◆ Exercise goal:
Every record that follows must be duplicated exactly, with images left out.
---- Stored data
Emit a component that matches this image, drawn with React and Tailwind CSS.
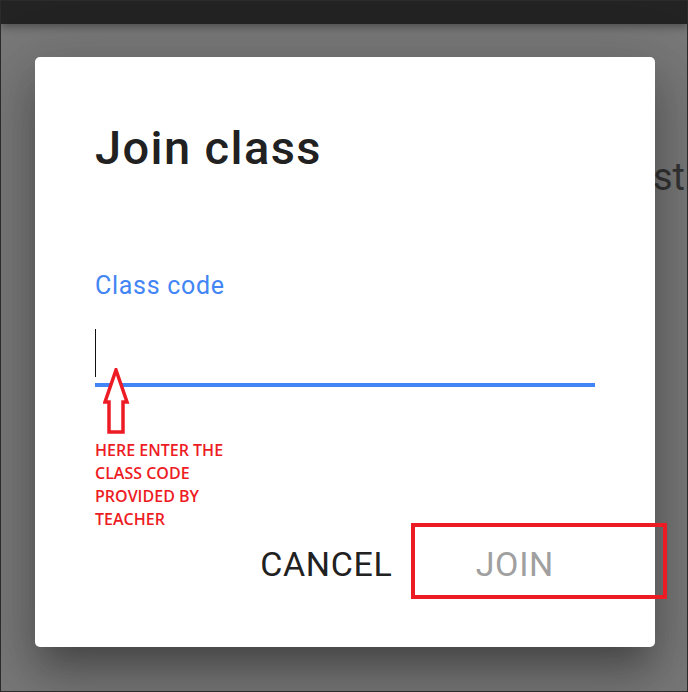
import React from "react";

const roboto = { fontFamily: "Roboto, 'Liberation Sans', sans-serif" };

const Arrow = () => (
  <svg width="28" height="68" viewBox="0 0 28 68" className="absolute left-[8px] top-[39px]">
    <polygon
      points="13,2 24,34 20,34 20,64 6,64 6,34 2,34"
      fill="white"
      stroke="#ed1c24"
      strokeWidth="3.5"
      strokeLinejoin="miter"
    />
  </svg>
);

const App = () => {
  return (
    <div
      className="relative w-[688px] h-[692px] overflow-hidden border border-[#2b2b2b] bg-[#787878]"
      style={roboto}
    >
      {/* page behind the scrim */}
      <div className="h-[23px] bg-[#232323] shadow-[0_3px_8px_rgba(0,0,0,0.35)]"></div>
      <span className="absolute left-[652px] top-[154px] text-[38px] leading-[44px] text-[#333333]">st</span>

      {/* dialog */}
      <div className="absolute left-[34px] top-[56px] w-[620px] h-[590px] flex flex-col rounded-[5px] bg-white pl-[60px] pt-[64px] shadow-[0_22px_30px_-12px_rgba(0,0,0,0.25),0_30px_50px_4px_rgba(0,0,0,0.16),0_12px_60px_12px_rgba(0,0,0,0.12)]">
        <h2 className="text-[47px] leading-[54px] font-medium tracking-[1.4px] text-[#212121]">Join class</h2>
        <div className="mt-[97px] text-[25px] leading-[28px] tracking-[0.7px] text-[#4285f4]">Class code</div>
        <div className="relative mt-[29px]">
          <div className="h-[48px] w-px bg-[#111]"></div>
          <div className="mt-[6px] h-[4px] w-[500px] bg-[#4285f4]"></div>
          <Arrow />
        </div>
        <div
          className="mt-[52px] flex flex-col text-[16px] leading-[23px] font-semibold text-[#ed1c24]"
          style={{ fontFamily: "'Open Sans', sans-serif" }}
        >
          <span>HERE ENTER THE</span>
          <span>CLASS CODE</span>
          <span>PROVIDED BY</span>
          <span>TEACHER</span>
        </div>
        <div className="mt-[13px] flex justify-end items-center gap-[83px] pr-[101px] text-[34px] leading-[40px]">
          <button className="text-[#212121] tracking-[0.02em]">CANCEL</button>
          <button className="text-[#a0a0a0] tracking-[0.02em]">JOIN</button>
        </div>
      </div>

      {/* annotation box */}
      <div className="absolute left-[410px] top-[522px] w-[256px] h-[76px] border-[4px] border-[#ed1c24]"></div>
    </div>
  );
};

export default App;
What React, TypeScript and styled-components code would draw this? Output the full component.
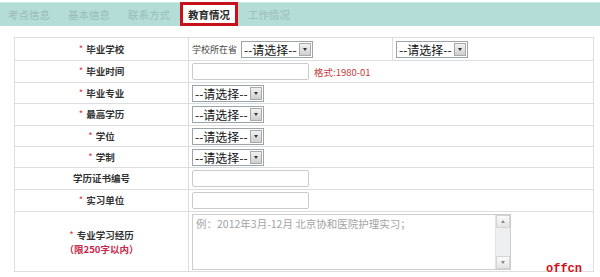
--------
◆ Exercise answer:
Emit a component that matches this image, drawn with React and Tailwind CSS.
import React from "react";

const roboto = { fontFamily: "Roboto, 'Liberation Sans', sans-serif" };

const Arrow = () => (
  <svg width="28" height="68" viewBox="0 0 28 68" className="absolute left-[8px] top-[39px]">
    <polygon
      points="13,2 24,34 20,34 20,64 6,64 6,34 2,34"
      fill="white"
      stroke="#ed1c24"
      strokeWidth="3.5"
      strokeLinejoin="miter"
    />
  </svg>
);

const App = () => {
  return (
    <div
      className="relative w-[688px] h-[692px] overflow-hidden border border-[#2b2b2b] bg-[#787878]"
      style={roboto}
    >
      {/* page behind the scrim */}
      <div className="h-[23px] bg-[#232323] shadow-[0_3px_8px_rgba(0,0,0,0.35)]"></div>
      <span className="absolute left-[652px] top-[154px] text-[38px] leading-[44px] text-[#333333]">st</span>

      {/* dialog */}
      <div className="absolute left-[34px] top-[56px] w-[620px] h-[590px] flex flex-col rounded-[5px] bg-white pl-[60px] pt-[64px] shadow-[0_22px_30px_-12px_rgba(0,0,0,0.25),0_30px_50px_4px_rgba(0,0,0,0.16),0_12px_60px_12px_rgba(0,0,0,0.12)]">
        <h2 className="text-[47px] leading-[54px] font-medium tracking-[1.4px] text-[#212121]">Join class</h2>
        <div className="mt-[97px] text-[25px] leading-[28px] tracking-[0.7px] text-[#4285f4]">Class code</div>
        <div className="relative mt-[29px]">
          <div className="h-[48px] w-px bg-[#111]"></div>
          <div className="mt-[6px] h-[4px] w-[500px] bg-[#4285f4]"></div>
          <Arrow />
        </div>
        <div
          className="mt-[52px] flex flex-col text-[16px] leading-[23px] font-semibold text-[#ed1c24]"
          style={{ fontFamily: "'Open Sans', sans-serif" }}
        >
          <span>HERE ENTER THE</span>
          <span>CLASS CODE</span>
          <span>PROVIDED BY</span>
          <span>TEACHER</span>
        </div>
        <div className="mt-[13px] flex justify-end items-center gap-[83px] pr-[101px] text-[34px] leading-[40px]">
          <button className="text-[#212121] tracking-[0.02em]">CANCEL</button>
          <button className="text-[#a0a0a0] tracking-[0.02em]">JOIN</button>
        </div>
      </div>

      {/* annotation box */}
      <div className="absolute left-[410px] top-[522px] w-[256px] h-[76px] border-[4px] border-[#ed1c24]"></div>
    </div>
  );
};

export default App;
What React, TypeScript and styled-components code would draw this? Output the full component.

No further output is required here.